**Goal**.
Search the data for the word "index". Reproduce every line where it is found.

**Data extract**.

────────────────────

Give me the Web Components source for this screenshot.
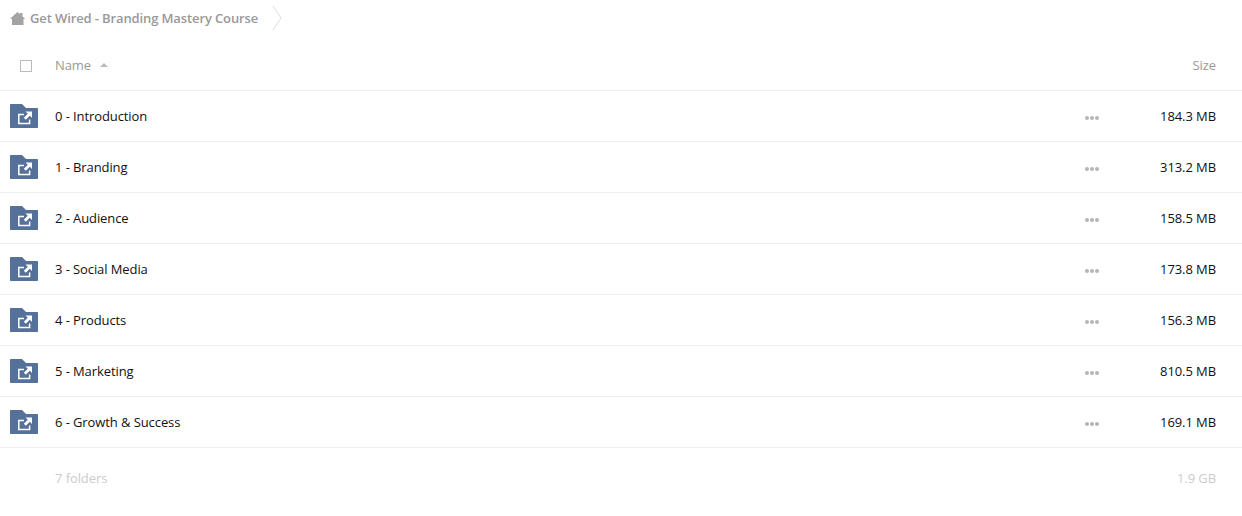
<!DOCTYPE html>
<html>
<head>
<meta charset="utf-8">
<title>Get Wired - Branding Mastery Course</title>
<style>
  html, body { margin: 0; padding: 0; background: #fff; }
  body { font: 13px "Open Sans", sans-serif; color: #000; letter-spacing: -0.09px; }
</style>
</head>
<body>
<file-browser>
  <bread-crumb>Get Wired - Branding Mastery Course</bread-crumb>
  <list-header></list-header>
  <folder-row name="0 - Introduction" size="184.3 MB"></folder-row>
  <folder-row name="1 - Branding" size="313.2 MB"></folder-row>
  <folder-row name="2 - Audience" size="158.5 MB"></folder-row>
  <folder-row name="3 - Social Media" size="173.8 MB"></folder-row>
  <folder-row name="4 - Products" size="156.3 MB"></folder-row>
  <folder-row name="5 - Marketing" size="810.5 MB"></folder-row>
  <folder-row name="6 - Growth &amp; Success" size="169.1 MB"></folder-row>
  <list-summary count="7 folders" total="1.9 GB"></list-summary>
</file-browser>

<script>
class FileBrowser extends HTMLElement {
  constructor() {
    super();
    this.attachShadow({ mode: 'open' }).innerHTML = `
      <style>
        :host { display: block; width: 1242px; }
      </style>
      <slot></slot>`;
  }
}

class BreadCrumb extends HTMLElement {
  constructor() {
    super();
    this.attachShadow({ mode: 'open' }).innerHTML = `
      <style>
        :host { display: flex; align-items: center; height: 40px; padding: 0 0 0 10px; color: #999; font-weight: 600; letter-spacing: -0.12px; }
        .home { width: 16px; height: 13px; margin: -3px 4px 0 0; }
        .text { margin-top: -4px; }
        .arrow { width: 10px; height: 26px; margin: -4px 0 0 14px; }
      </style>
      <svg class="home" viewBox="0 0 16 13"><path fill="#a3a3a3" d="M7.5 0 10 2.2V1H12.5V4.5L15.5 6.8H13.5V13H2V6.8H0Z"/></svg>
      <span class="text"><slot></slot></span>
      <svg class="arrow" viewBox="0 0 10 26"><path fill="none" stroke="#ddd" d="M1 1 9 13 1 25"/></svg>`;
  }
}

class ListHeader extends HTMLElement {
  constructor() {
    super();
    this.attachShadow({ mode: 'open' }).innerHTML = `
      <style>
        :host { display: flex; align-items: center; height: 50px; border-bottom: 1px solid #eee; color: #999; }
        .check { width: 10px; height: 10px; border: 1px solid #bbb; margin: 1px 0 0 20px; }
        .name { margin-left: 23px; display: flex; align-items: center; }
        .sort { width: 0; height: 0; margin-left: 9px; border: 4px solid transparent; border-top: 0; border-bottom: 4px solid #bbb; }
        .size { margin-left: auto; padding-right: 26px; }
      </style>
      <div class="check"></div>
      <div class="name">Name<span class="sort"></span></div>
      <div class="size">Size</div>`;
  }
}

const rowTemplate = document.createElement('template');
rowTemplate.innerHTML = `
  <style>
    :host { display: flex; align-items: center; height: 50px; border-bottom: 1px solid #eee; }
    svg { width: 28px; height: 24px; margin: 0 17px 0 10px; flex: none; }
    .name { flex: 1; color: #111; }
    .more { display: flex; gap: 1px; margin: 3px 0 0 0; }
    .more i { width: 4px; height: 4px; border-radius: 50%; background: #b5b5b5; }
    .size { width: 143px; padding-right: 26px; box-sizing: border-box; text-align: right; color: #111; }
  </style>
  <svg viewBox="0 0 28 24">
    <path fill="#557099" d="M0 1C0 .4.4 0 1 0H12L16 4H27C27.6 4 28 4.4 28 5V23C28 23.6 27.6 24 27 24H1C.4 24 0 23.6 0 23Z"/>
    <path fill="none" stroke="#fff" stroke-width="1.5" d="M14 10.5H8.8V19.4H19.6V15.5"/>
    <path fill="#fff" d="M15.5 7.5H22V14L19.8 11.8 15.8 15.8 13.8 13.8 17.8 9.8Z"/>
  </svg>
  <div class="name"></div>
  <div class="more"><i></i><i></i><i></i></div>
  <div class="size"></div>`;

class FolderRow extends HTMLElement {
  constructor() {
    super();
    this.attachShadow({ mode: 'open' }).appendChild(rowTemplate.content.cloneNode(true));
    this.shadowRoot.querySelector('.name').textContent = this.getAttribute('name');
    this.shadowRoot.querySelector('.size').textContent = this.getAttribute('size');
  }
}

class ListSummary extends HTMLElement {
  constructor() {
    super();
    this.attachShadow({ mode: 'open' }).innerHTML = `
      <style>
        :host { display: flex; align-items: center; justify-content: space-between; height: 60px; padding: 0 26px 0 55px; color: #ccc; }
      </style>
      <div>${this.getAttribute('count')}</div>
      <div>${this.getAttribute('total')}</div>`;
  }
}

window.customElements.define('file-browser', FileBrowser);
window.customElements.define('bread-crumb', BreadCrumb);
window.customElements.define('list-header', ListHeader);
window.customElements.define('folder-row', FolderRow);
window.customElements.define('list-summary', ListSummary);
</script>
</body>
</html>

────────────────────

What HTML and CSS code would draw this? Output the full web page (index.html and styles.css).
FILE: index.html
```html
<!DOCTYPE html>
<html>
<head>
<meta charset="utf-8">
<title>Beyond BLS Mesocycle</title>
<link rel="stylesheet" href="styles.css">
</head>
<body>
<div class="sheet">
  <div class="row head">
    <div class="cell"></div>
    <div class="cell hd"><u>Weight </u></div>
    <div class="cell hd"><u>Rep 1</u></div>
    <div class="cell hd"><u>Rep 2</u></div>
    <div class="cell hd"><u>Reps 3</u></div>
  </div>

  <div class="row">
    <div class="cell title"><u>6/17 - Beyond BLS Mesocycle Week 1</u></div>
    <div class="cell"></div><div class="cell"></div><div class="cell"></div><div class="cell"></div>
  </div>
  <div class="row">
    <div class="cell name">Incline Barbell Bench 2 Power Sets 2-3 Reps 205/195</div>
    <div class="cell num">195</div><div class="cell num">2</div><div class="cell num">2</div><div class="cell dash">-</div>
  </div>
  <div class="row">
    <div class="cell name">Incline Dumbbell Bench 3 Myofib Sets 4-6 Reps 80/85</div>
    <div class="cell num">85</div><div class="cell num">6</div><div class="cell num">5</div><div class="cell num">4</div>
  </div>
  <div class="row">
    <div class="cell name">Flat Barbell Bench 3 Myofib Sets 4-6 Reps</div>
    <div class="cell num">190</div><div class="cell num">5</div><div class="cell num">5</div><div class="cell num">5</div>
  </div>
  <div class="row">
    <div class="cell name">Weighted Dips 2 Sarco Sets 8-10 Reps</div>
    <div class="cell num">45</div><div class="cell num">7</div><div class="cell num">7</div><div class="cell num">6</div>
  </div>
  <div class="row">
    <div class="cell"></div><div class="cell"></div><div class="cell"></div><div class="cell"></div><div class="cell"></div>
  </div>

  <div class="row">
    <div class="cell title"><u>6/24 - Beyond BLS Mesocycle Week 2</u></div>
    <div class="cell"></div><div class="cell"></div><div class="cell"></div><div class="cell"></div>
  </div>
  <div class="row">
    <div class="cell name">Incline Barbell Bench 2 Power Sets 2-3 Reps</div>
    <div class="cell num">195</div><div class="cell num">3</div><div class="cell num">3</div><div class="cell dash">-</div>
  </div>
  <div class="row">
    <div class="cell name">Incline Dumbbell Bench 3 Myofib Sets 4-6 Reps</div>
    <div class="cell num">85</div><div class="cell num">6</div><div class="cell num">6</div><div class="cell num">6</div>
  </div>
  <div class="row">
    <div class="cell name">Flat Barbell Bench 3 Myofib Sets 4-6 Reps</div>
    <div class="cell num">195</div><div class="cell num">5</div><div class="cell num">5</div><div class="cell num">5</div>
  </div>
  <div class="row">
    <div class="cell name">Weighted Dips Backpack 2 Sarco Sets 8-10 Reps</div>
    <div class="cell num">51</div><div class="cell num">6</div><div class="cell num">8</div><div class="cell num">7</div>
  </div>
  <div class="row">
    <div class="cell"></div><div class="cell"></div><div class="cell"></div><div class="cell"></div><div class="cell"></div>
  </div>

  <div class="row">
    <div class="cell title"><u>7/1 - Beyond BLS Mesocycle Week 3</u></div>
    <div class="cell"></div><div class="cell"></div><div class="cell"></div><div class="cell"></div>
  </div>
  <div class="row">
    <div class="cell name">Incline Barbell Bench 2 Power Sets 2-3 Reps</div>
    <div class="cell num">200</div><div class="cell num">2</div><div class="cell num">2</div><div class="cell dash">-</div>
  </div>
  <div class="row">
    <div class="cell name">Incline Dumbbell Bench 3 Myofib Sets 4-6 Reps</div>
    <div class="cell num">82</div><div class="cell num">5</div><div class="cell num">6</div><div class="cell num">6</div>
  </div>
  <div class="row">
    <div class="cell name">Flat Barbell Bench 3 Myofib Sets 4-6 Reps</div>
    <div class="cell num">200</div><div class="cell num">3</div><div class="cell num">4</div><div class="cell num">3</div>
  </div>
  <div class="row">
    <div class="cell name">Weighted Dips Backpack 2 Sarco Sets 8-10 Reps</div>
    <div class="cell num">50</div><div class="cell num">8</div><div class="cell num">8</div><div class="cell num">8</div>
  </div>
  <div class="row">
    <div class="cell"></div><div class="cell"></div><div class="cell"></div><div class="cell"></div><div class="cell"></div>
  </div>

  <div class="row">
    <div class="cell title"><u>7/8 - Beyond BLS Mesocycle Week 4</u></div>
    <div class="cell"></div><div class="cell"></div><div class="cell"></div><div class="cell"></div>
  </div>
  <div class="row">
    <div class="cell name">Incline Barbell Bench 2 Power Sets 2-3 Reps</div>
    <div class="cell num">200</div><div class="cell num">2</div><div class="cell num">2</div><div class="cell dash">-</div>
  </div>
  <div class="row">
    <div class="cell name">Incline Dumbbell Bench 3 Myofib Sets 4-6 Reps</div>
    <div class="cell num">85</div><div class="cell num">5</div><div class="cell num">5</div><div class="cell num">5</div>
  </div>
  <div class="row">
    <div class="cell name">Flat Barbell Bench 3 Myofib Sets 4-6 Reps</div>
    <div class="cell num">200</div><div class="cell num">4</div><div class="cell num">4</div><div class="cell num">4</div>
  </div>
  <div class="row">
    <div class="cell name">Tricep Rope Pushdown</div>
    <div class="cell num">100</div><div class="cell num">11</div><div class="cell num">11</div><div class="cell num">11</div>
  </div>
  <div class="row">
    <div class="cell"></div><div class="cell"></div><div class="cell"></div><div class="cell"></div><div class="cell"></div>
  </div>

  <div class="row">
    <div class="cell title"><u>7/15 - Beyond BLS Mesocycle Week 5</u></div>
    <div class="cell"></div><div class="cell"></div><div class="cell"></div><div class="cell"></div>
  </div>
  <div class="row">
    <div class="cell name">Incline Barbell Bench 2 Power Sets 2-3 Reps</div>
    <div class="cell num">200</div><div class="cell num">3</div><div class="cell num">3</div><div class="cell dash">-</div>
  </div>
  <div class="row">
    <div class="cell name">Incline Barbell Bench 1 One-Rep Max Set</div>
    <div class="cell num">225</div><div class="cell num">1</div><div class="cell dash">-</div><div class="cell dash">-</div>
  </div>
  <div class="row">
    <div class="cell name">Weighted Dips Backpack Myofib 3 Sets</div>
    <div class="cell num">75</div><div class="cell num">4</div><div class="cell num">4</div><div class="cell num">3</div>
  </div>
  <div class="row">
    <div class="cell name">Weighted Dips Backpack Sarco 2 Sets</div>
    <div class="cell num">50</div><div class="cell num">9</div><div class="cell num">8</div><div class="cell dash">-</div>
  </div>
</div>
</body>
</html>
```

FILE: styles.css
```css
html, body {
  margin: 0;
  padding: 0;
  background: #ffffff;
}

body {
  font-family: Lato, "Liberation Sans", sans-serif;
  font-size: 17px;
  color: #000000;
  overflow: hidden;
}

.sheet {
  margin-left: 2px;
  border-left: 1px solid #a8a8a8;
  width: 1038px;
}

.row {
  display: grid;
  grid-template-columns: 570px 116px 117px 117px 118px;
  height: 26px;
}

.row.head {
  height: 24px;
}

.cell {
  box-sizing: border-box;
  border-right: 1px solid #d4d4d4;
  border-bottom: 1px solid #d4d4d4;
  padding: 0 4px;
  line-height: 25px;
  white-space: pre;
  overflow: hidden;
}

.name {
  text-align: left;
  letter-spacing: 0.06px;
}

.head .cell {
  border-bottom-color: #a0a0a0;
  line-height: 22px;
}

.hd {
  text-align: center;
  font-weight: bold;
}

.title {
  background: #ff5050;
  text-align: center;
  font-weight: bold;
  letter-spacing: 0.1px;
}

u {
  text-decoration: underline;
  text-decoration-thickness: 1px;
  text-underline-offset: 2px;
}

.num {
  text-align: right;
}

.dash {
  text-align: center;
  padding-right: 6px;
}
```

────────────────────

**Response below**.
What HTML and CSS code would draw this? Output the full web page (index.html and styles.css).
FILE: index.html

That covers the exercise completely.